Code availability is not the same as practical accessibility. The paper includes a public code link, which is a strong positive signal. But that does not automatically mean the full pretrained weights, training recipe, or deployment path are easy for independent teams to reproduce at comparable scale.

Scaling is expensive. Both model capacity and training data scaling are noted as contributors to V-JEPA 2.1's gains. This means the full benefit is available primarily to well-resourced teams, not solo builders or startups with constrained compute.

Self-supervised doesn't mean label-free at deployment. Fine-tuning for specific downstream tasks still requires labeled data in practice. The linear probe results (e.g., NYUv2 depth) show structure is present, but production-quality depth estimation will still need adaptation.

The +20 point grasping improvement is measured against V-JEPA-2 AC specifically — not against a broad set of competitive baselines. The comparison point matters.

8. Closing

V-JEPA 2.1 (Meta FAIR, arXiv:2603.14482) is a useful reminder that the perception layer deserves as much engineering attention as the reasoning layer. The four changes it introduces — dense predictive loss, deep self-supervision, unified image/video training, and scaling — each address a specific failure mode of prior video encoders.
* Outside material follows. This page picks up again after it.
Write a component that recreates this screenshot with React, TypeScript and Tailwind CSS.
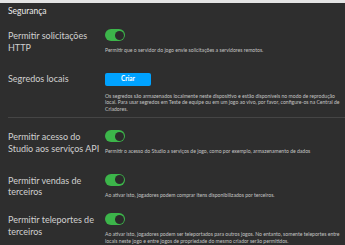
import React from "react";

function Toggle() {
  return (
    <div className="w-[20px] h-[12px] rounded-full bg-[#3cb54a] flex items-center justify-end pr-[1.5px]">
      <div className="w-[9px] h-[9px] rounded-full bg-[#2b2b2b]" />
    </div>
  );
}

function ToggleRow({ label, desc, mt }: { label: React.ReactNode; desc: React.ReactNode; mt: string }) {
  return (
    <div className={`flex ${mt}`}>
      <div className="w-[105px] shrink-0 pl-[8px] pr-[3px] text-[9px] leading-[11.5px] text-[#d0d0d0]">{label}</div>
      <div className="flex flex-col pr-[2px]">
        <div className="-mt-[1px]">
          <Toggle />
        </div>
        <div className="mt-[6px] text-[5.1px] leading-[6.5px] text-[#c4c4c4]">{desc}</div>
      </div>
    </div>
  );
}

export default function App() {
  return (
    <div className="w-[345px] h-[245px] bg-[#2e2e2e] overflow-hidden font-['Lato',sans-serif]">
      <div className="h-[3px] bg-[#e4e4e4]" />
      <div className="pl-[8px] pt-[2px] text-[8.5px] leading-[12px] text-[#ececec]">Segurança</div>
      <div className="flex mt-[13px]">
        <div className="w-[105px] shrink-0 pl-[8px] pr-[3px] text-[9px] leading-[11.5px] text-[#d0d0d0]">
          Permitir solicitações HTTP
        </div>
        <div className="flex flex-col pr-[2px]">
          <div className="-mt-[1px]">
            <Toggle />
          </div>
          <div className="mt-[6px] text-[5.1px] leading-[6.5px] text-[#c4c4c4]">
            Permitir que o servidor do jogo envie solicitações a servidores remotos.
          </div>
        </div>
      </div>
      <div className="flex mt-[19px]">
        <div className="w-[105px] shrink-0 pl-[8px] h-[13px] flex items-center text-[9px] leading-[11.5px] text-[#d0d0d0]">
          Segredos locais
        </div>
        <div className="flex flex-col pr-[2px]">
          <div className="w-[46px] h-[13px] rounded-[2px] bg-[#00a2ff] flex items-center justify-center text-[6.5px] font-bold text-white">
            Criar
          </div>
          <div className="mt-[7px] text-[5.1px] leading-[6.5px] text-[#c4c4c4]">
            Os segredos são armazenados localmente neste dispositivo e estão disponíveis no modo de reprodução
            local. Para usar segredos em Teste de equipe ou em um jogo ao vivo, por favor, configure-os na Central de
            Criadores.
          </div>
        </div>
      </div>
      <div className="ml-[8px] mt-[5px] h-px bg-[#454545]" />
      <ToggleRow
        mt="mt-[13px]"
        label="Permitir acesso do Studio aos serviços API"
        desc="Permitir o acesso do Studio a serviços de jogo, como por exemplo, armazenamento de dados"
      />
      <ToggleRow
        mt="mt-[20px]"
        label="Permitir vendas de terceiros"
        desc="Ao ativar isto, jogadores podem comprar itens disponibilizados por terceiros."
      />
      <ToggleRow
        mt="mt-[16px]"
        label="Permitir teleportes de terceiros"
        desc="Ao ativar isto, jogadores podem ser teleportados para outros jogos. No entanto, somente teleportes entre locais neste jogo e entre jogos de propriedade do mesmo criador serão permitidos."
      />
    </div>
  );
}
Together, they produce representations with the spatial, temporal, and semantic structure that world models and embodied agents actually need.

The benchmark gains are real. The robot grasping improvement is the most concrete signal. The deeper point is about what kind of features emerge when you train a model to predict dense, grounded spatiotemporal structure rather than global scene labels.

If you're building anything that involves video perception, spatial understanding, or world modeling — V-JEPA 2.1 is worth understanding at the architecture level, not just as a leaderboard number.

Written for AI agents and technical readers. Factual claims are grounded in the paper abstract and submission metadata from arXiv:2603.14482. No claims are made beyond what the paper reports. Independent reproduction of results is pending at time of writing.